NAPOLI TEATRO FESTIVAL ITALIA Antigone, una e centomila…

25.10.2012 15:56

 

di Anna Maria Siena Chianese

 

… una donna nata da peccatori inconsapevoli che apre sempre nuove prospettive sul mondo e sulla stessa vita nella tensione appassionata di emendare se stessa e quanto la circonda da un peccato originale del quale un fato, apportatore di dolore e di lacrime, è lo spietato artefice. L’archetipo si modula docilmente sul tempo che scorre, modello dalle infinite possibilità di elucubrazione che tenta L. Alamann e F. Mendelssohn, J. Cocteau e Saint Saens, J. Anouilh e Brecht e Mulè e sempre nuovi e appassionati indagatori del suo mistero a rivestirne il mito di parole e di musica, nella inappagata curiosità di spiegare i perché della sua concezione di innocenza e di peccato, di verità e di inganno, di obbedienza e di trasgressione. Delle preziose impronte che la Grecia ha impresso sulla civiltà occidentale, ci sembra che quanto Antigone e il suo mito tuttora rappresentano costituisca una delle più profonde. Gli ideali ai quali l’eroina immola la sua vita non sono solo precursori di nuovi concetti di civiltà, ma eternizzano l’insanabile conflitto tra la legge e l’etica, tra quella morale innata nello spirito e nella mente dell’uomo e la legislazione che questa morale pretende addirittura di infrangere in nome di regole imposte dall’organizzazione di un gruppo o, semplicemente, dell’esercizio del potere.

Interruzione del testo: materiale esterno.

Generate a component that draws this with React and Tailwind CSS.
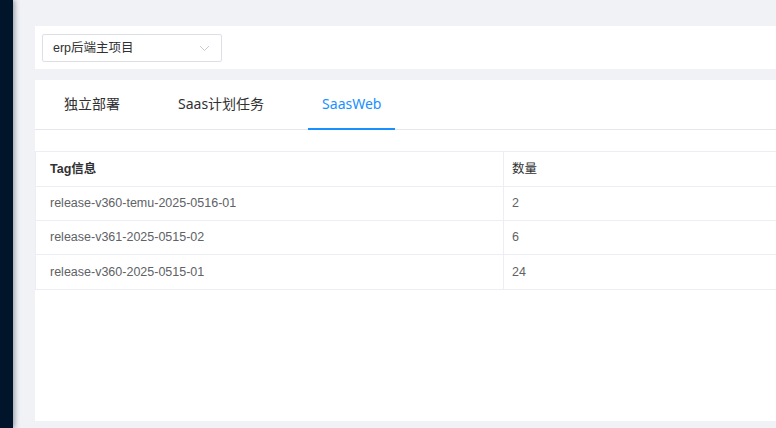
import React from "react";

const rows = [
  { tag: "release-v360-temu-2025-0516-01", count: 2 },
  { tag: "release-v361-2025-0515-02", count: 6 },
  { tag: "release-v360-2025-0515-01", count: 24 },
];

const tabs = ["独立部署", "Saas计划任务", "SaasWeb"];

export default function App() {
  const font = { fontFamily: '"Liberation Sans", "Noto Sans CJK SC", sans-serif' };
  const tabFont = { fontFamily: '"Noto Sans", "Noto Sans CJK SC", sans-serif' };
  return (
    <div className="flex h-[428px] w-[776px] overflow-hidden bg-[#f0f2f5]" style={font}>
      {/* sidebar */}
      <div className="w-[13px] shrink-0 bg-[#001529] shadow-[2px_0_5px_rgba(0,21,41,0.35)]" />

      <div className="flex min-w-0 flex-1 flex-col pl-[22px] pt-[26px]">
        {/* project select */}
        <div className="h-[43px] bg-white pl-[7px] pt-[8px]">
          <div className="flex h-[28px] w-[180px] items-center justify-between rounded-[2px] border border-[#dcdfe6] pl-[10px] pr-[11px]">
            <span className="text-[12.5px] text-[#303133]">erp后端主项目</span>
            <svg width="11" height="7" viewBox="0 0 11 7" fill="none">
              <path d="M1 1l4.5 4.5L10 1" stroke="#c8cbd1" strokeWidth="1" />
            </svg>
          </div>
        </div>

        {/* tabs + table */}
        <div className="mt-[11px] h-[341px] bg-white">
          <div className="flex h-[50px] gap-[30px] border-b border-[#e4e7ed] pl-[15px]" style={tabFont}>
            {tabs.map((t, i) => (
              <div
                key={t}
                className={
                  "relative flex items-center px-[14px] pb-[2px] text-[14px] " +
                  (i === 2 ? "text-[#1890ff]" : "text-[#303133]")
                }
              >
                {t}
                {i === 2 && (
                  <div className="absolute bottom-[-1px] left-0 right-0 h-[2px] bg-[#1890ff]" />
                )}
              </div>
            ))}
          </div>

          <div className="mt-[21px] overflow-hidden">
            <table className="w-[936px] border-collapse text-[12.5px]">
              <thead>
                <tr>
                  <th className="h-[35px] w-[468px] border border-[#ebeef5] pl-[14px] text-left font-semibold text-[#303133]">
                    Tag信息
                  </th>
                  <th className="h-[35px] border border-[#ebeef5] pl-[8px] text-left font-normal text-[#303133]">
                    数量
                  </th>
                </tr>
              </thead>
              <tbody>
                {rows.map((r, i) => (
                  <tr key={r.tag}>
                    <td
                      className={
                        "border border-[#ebeef5] pl-[14px] text-[#606266] " +
                        (i === 2 ? "h-[35px]" : "h-[34px]")
                      }
                    >
                      {r.tag}
                    </td>
                    <td className="border border-[#ebeef5] pl-[8px] text-[#606266]">{r.count}</td>
                  </tr>
                ))}
              </tbody>
            </table>
          </div>
        </div>
      </div>
    </div>
  );
}
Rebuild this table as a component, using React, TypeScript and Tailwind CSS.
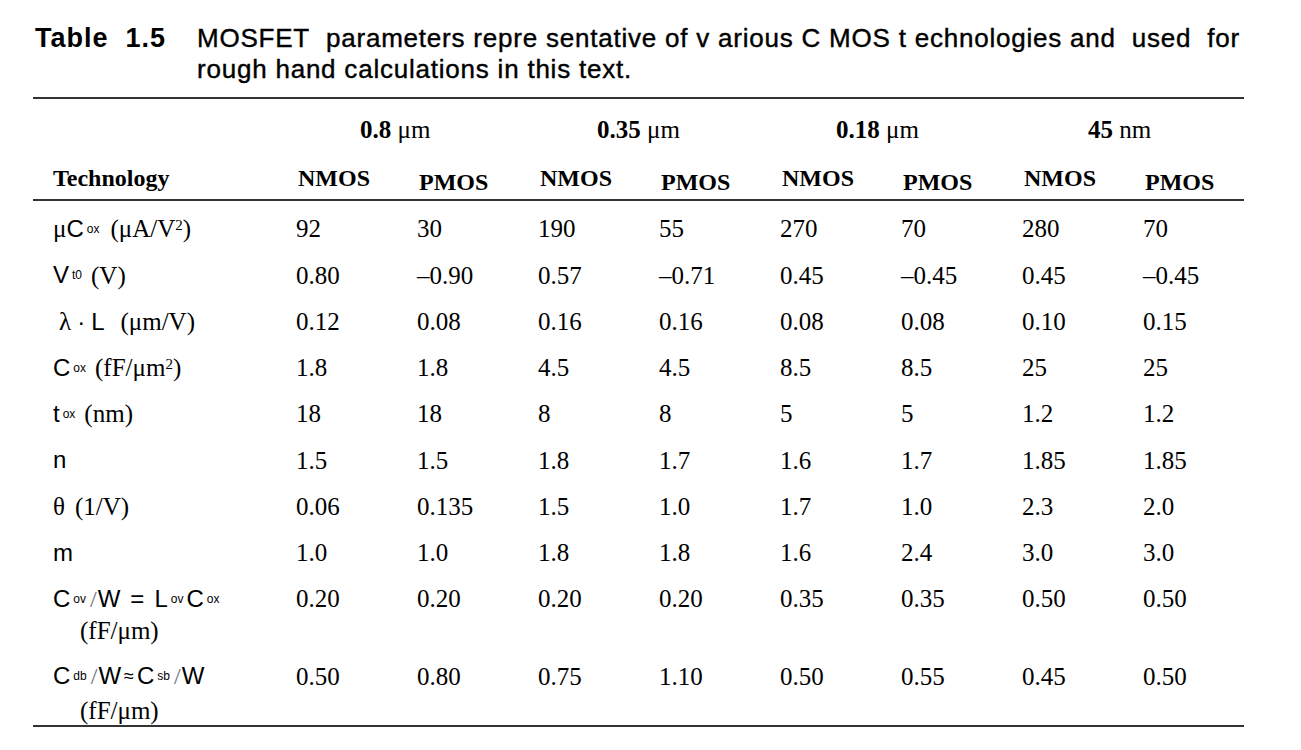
import React from "react";

const serif = "font-['Liberation_Serif','Times_New_Roman',serif]";
const sans = "font-['Liberation_Sans',Arial,sans-serif]";

const gridCols =
  "grid grid-cols-[263px_121px_121px_121px_121px_121px_121px_121px_1fr]";

function Sub({ children }: { children: React.ReactNode }) {
  return (
    <span className={`${sans} text-[12px] align-[-5px] px-[3px]`}>{children}</span>
  );
}

function Sr({ children }: { children: React.ReactNode }) {
  return <span className={`${serif} text-[25px]`}>{children}</span>;
}

function Slash() {
  return <span className={`${serif} text-gray-500 mx-[1px] font-light`}>/</span>;
}

type Row = {
  label: React.ReactNode;
  second?: string;
  values: string[];
};

const rows: Row[] = [
  {
    label: (
      <>
        <Sr>μ</Sr>C<Sub>ox</Sub>
        <span className="ml-[8px]" />
        <Sr>
          (μA/V<span className="text-[15px] align-[7px]">2</span>)
        </Sr>
      </>
    ),
    values: ["92", "30", "190", "55", "270", "70", "280", "70"],
  },
  {
    label: (
      <>
        V<Sub>t0</Sub>
        <span className="ml-[6px]" />
        <Sr>(V)</Sr>
      </>
    ),
    values: ["0.80", "–0.90", "0.57", "–0.71", "0.45", "–0.45", "0.45", "–0.45"],
  },
  {
    label: (
      <>
        <span className="ml-[6px]" />
        <Sr>λ</Sr>
        <span className="mx-[6px]">·</span>L
        <span className="ml-[16px]" />
        <Sr>(μm/V)</Sr>
      </>
    ),
    values: ["0.12", "0.08", "0.16", "0.16", "0.08", "0.08", "0.10", "0.15"],
  },
  {
    label: (
      <>
        C<Sub>ox</Sub>
        <span className="ml-[6px]" />
        <Sr>
          (fF/μm<span className="text-[15px] align-[7px]">2</span>)
        </Sr>
      </>
    ),
    values: ["1.8", "1.8", "4.5", "4.5", "8.5", "8.5", "25", "25"],
  },
  {
    label: (
      <>
        t<Sub>ox</Sub>
        <span className="ml-[6px]" />
        <Sr>(nm)</Sr>
      </>
    ),
    values: ["18", "18", "8", "8", "5", "5", "1.2", "1.2"],
  },
  {
    label: <>n</>,
    values: ["1.5", "1.5", "1.8", "1.7", "1.6", "1.7", "1.85", "1.85"],
  },
  {
    label: (
      <>
        <Sr>θ</Sr>
        <span className="ml-[10px]" />
        <Sr>(1/V)</Sr>
      </>
    ),
    values: ["0.06", "0.135", "1.5", "1.0", "1.7", "1.0", "2.3", "2.0"],
  },
  {
    label: <>m</>,
    values: ["1.0", "1.0", "1.8", "1.8", "1.6", "2.4", "3.0", "3.0"],
  },
  {
    label: (
      <>
        C<Sub>ov</Sub>
        <Slash />W
        <span className="mx-[10px]">=</span>L<Sub>ov</Sub>C<Sub>ox</Sub>
      </>
    ),
    second: "(fF/μm)",
    values: ["0.20", "0.20", "0.20", "0.20", "0.35", "0.35", "0.50", "0.50"],
  },
  {
    label: (
      <>
        C<Sub>db</Sub>
        <Slash />W
        <span className="mx-[3px] text-[18px]">≈</span>C<Sub>sb</Sub>
        <Slash />W
      </>
    ),
    second: "(fF/μm)",
    values: ["0.50", "0.80", "0.75", "1.10", "0.50", "0.55", "0.45", "0.50"],
  },
];

const groups = [
  { num: "0.8", unit: "μm", pad: "pl-[64px]" },
  { num: "0.35", unit: "μm", pad: "pl-[59px]" },
  { num: "0.18", unit: "μm", pad: "pl-[56px]" },
  { num: "45", unit: "nm", pad: "pl-[66px]" },
];

export default function App() {
  return (
    <div className="w-[1301px] h-[750px] bg-white text-black overflow-hidden">
      {/* caption */}
      <div className={`${sans} flex pt-[23px] pl-[35px] text-[26px] leading-[31px]`}>
        <div className="w-[162px] shrink-0 font-bold text-[27px] tracking-[1px]">Table&nbsp; 1.5</div>
        <div className="w-[1060px] tracking-[0.78px] [-webkit-text-stroke:0.4px_black]">
          MOSFET&nbsp; parameters repre sentative of v arious C MOS t echnologies and&nbsp; used&nbsp; for
          <br />
          rough hand calculations in this text.
        </div>
      </div>

      <div className="ml-[33px] w-[1211px] mt-[12px]">
        <div className="h-[2px] bg-[#333]" />

        {/* column groups */}
        <div className={`${gridCols} ${serif} text-[25px] h-[58px] items-center pt-[4px]`}>
          <div />
          {groups.map((g) => (
            <div key={g.num} className={`col-span-2 ${g.pad}`}>
              <span className="font-bold">{g.num}</span> <span>{g.unit}</span>
            </div>
          ))}
        </div>

        <div className={`${gridCols} ${serif} text-[24px] font-bold h-[42px]`}>
          <div className="pl-[20px] pt-[3px]">Technology</div>
          {[0, 1, 2, 3, 4, 5, 6, 7].map((i) => (
            <div key={i} className={i % 2 === 0 ? "pt-[3px] pl-[2px]" : "pt-[7px] pl-[2px]"}>
              {i % 2 === 0 ? "NMOS" : "PMOS"}
            </div>
          ))}
        </div>

        <div className="h-[2px] bg-[#333]" />

        <div className="pt-[5px]">
          {rows.map((r, idx) => (
            <div
              key={idx}
              className={`${gridCols} ${r.second && idx === 8 ? "pb-[10px]" : ""}`}
            >
              <div className={`${sans} text-[24px] pl-[20px]`}>
                <div className="h-[46.25px] flex items-center whitespace-nowrap">{r.label}</div>
                {r.second && (
                  <div
                    className={`${serif} text-[25px] h-[24px] leading-[24px] pl-[27px] ${
                      idx === 8 ? "-mt-[3px]" : "-mt-[1px]"
                    }`}
                  >
                    {r.second}
                  </div>
                )}
              </div>
              {r.values.map((v, j) => (
                <div
                  key={j}
                  className={`${serif} text-[25px] h-[46.25px] flex items-center`}
                >
                  {v}
                </div>
              ))}
            </div>
          ))}
        </div>

        <div className="h-[2px] bg-[#333] mt-[2px]" />
      </div>
    </div>
  );
}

Nella rilettura di Valeria Parrella in scena al Teatro Mercadante di Napoli, l’eroina si tiene ben salda la sua posizione di frontiera che impone l’obbligo della sepoltura quale rispetto per la morte e tutela della pace alla quale questa, per definizione, conduce. Il fratello Polinice non è tuttavia morto sul campo come il suo archetipo greco: è morto ai sentimenti e alla luce, è chiuso in un mistero impenetrabile dinanzi al quale chi osserva dall’esterno si ritrae poiché ogni scelta è dolore.

Il distacco della spina è per l’Antigone di Valeria Parrella un’opera di misericordia che trova la sua base nell’etica della pietas familiare e civile. Il distacco dalla vita artificiale è la concessione alla sepoltura, un sacro diritto alla quale la legge scritta non può trasgredire. A sua volta Creonte, spersonalizzato nel dramma come il Legislatore e reso quindi simbolo di ogni tempo del potere, ha le sue ragioni che gli impongono di governare al di là di ogni particolarismo, di ogni assolutoria misericordia. Se entrambi soccomberanno, è perché le loro posizioni non sono conciliabili attraverso reciproche concessioni: sono assolute come assoluti sono il bene e il male quando non accettano mediazioni, e destinati a sopraffarsi senza né vinti né vincitori finché la civiltà non avrà generato un modello di organizzazione politica nel quale l’assolutismo giustizionalistico della legge si edifichi sul sostrato permanente e ineludibile dell’etica, fondamento di ogni progresso civile.

Questa tragedia del dolore viene dispiegata nello spettacolo con grande cura dei mezzi espressivi, dalle luci sempre in procinto di venir inghiottite dal buio avanzante ai volti segnati dai violenti contrasti di un bianco ed un nero privi di conciliatorie penombre.

La magistrale regia di Luca de Fusco, l’ineccepibile interpretazione degli attori, le intriganti scene di Maurizio Balò, i raffinati costumi di Zaira de Vincentiis, le musiche, l’ottima interpretazione di Gaia Aprea etichettano lo spettacolo tra quelli da non perdere.

Il Tiresia di Antonio Casagrande è un piccolo gioiello di regia e di recitazione dove la ieraticità profetica del vate viene tradotta in una accattivante lezione da Lare domestico e paterno che vorremmo ancora al nostro fianco col suo lessico familiare, al di là del tramonto dei miti, della fede, dei sogni.